§ **PROVIDED MATERIAL**:
■ ■ ■ ■ ■

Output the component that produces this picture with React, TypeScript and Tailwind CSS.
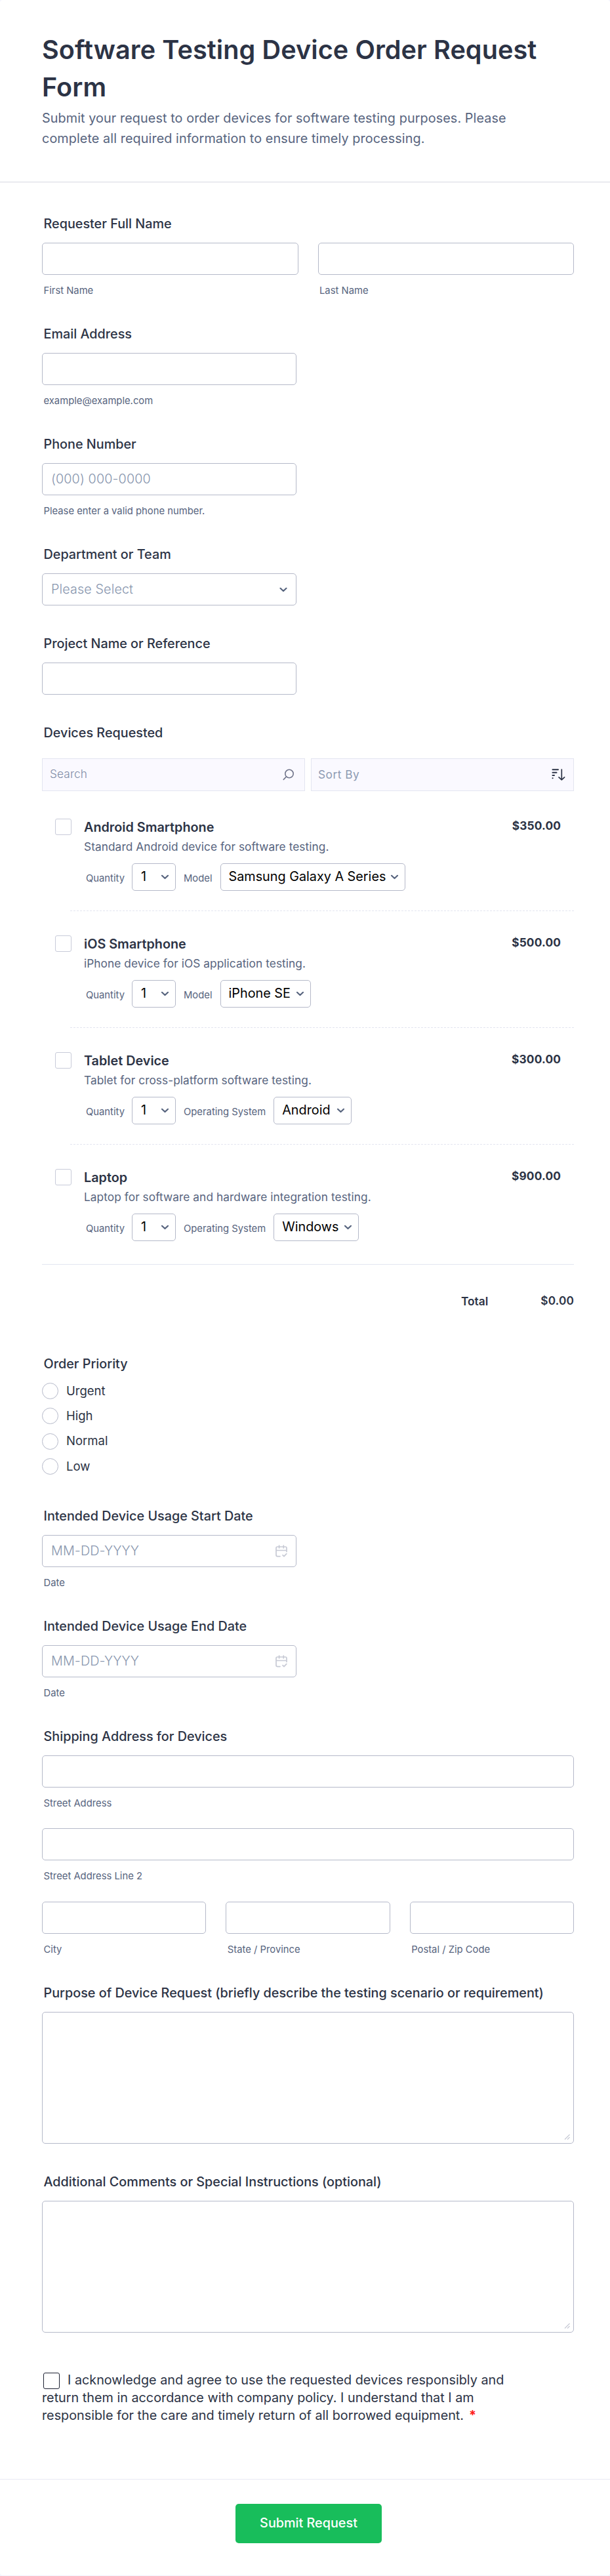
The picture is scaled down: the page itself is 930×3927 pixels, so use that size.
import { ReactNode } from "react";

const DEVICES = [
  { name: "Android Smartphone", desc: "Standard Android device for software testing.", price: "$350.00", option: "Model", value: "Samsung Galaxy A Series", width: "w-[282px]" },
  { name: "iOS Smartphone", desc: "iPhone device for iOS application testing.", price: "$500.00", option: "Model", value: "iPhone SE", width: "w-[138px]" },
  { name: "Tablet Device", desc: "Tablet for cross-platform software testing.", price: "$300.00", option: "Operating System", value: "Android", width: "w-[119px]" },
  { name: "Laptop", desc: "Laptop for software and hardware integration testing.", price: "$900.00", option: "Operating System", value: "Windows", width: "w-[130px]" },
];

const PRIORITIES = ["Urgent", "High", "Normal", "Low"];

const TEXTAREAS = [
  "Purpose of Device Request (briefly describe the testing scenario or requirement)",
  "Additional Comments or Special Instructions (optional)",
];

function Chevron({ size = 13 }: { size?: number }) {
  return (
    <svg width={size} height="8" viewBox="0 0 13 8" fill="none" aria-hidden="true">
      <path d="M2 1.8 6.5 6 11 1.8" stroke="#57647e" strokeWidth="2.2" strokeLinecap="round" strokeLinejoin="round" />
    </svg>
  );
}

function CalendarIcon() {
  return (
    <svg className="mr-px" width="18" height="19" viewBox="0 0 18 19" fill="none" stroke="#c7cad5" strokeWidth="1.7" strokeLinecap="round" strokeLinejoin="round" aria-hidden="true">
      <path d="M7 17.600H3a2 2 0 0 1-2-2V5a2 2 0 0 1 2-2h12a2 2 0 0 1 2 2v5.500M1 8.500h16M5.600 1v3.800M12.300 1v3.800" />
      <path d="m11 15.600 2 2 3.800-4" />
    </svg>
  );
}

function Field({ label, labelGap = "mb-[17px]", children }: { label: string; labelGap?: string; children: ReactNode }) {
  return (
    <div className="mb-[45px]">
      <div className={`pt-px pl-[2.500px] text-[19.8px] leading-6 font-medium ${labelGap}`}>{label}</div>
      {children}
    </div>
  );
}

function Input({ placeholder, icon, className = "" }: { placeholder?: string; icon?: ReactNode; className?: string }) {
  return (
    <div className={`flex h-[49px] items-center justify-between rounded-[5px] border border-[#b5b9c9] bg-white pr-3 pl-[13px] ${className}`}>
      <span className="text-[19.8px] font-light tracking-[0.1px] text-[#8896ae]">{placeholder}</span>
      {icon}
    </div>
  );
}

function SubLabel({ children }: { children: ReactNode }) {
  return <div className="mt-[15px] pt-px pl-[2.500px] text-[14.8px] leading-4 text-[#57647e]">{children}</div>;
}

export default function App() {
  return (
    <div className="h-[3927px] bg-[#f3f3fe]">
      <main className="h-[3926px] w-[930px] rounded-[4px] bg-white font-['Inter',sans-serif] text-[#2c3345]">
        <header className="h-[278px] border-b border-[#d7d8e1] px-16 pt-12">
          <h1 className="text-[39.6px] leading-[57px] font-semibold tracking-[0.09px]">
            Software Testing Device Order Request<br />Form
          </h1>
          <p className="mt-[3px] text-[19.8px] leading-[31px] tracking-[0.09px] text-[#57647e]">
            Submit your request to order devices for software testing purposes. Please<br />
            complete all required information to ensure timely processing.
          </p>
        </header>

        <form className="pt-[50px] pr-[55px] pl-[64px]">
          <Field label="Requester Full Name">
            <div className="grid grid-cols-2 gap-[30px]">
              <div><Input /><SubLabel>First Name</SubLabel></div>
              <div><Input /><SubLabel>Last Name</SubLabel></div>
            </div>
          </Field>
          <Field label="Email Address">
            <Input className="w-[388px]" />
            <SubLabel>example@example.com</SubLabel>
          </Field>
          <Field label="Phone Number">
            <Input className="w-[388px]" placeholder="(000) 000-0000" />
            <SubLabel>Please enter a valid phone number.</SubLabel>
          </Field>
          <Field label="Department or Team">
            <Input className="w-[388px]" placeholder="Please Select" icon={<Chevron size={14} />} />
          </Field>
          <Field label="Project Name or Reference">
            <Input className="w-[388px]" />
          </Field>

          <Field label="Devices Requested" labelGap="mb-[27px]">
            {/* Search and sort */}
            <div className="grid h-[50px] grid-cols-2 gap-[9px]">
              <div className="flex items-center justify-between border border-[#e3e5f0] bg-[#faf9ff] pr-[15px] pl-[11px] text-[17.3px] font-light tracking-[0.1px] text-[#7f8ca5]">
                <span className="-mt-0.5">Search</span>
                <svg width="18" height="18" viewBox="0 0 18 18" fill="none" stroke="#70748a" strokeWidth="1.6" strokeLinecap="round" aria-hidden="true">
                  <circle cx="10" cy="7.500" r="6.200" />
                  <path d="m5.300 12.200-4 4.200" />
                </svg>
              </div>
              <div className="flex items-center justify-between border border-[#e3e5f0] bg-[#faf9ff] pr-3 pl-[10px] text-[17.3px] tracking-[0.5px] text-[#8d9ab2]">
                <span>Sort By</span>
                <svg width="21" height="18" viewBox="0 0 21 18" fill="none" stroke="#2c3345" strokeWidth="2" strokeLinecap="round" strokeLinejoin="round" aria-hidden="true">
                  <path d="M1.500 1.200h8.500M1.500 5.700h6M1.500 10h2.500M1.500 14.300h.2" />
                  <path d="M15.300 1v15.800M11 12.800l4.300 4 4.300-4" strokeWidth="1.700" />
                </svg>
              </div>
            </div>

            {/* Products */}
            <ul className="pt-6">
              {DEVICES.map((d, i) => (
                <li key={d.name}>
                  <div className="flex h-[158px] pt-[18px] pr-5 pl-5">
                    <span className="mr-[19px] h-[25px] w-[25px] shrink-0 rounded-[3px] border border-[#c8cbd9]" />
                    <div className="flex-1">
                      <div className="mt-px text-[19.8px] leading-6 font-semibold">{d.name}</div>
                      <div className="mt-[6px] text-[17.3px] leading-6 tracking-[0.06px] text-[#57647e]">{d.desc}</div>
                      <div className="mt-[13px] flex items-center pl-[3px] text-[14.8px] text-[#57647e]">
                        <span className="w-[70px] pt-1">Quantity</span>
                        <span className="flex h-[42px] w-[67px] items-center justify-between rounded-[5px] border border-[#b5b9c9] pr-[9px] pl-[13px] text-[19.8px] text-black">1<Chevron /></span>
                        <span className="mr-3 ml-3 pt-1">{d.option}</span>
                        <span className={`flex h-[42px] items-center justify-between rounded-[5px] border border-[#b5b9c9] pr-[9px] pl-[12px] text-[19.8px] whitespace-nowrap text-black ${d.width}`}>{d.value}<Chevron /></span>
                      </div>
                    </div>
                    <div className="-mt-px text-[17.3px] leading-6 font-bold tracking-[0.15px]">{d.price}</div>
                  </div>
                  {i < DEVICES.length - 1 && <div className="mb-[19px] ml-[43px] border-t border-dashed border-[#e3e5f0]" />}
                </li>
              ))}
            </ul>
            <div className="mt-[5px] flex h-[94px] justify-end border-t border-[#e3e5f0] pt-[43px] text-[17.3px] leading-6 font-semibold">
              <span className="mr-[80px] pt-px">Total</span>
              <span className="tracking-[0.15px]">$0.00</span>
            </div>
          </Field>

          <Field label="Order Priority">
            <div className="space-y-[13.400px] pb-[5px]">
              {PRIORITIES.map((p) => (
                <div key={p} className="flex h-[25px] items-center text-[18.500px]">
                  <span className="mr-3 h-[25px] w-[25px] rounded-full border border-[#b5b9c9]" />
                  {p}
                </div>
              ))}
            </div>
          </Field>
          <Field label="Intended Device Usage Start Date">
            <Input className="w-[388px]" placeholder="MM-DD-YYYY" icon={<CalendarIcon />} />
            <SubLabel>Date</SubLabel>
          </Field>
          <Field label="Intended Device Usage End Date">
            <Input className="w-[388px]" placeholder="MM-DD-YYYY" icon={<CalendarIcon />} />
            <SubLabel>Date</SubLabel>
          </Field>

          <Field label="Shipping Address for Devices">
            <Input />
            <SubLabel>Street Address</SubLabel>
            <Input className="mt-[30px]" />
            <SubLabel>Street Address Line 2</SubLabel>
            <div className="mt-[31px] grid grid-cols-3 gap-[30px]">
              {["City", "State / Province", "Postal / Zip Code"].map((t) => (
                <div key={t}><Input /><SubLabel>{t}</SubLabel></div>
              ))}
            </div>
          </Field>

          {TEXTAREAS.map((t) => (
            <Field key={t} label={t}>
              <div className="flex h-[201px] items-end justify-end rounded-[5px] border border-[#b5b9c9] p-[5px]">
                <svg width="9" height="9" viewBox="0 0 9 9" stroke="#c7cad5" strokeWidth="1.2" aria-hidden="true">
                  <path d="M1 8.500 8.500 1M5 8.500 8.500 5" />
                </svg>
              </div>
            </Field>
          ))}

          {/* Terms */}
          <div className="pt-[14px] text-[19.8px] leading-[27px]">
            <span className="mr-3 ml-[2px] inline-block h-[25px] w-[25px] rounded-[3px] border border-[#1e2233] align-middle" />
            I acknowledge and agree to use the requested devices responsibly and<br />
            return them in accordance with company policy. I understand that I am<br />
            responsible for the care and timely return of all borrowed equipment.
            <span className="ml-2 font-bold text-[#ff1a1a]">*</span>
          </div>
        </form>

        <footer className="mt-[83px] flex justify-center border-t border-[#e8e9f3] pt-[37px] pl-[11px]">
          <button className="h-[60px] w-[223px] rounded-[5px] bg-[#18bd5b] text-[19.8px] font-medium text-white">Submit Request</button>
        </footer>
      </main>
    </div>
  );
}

■ ■ ■ ■ ■

§ **WHAT THE EXERCISE ASKS**: Go through the listing above and work out how many lines contain the string "that". Reply with the number alone.

§ **THE REPLY**: 3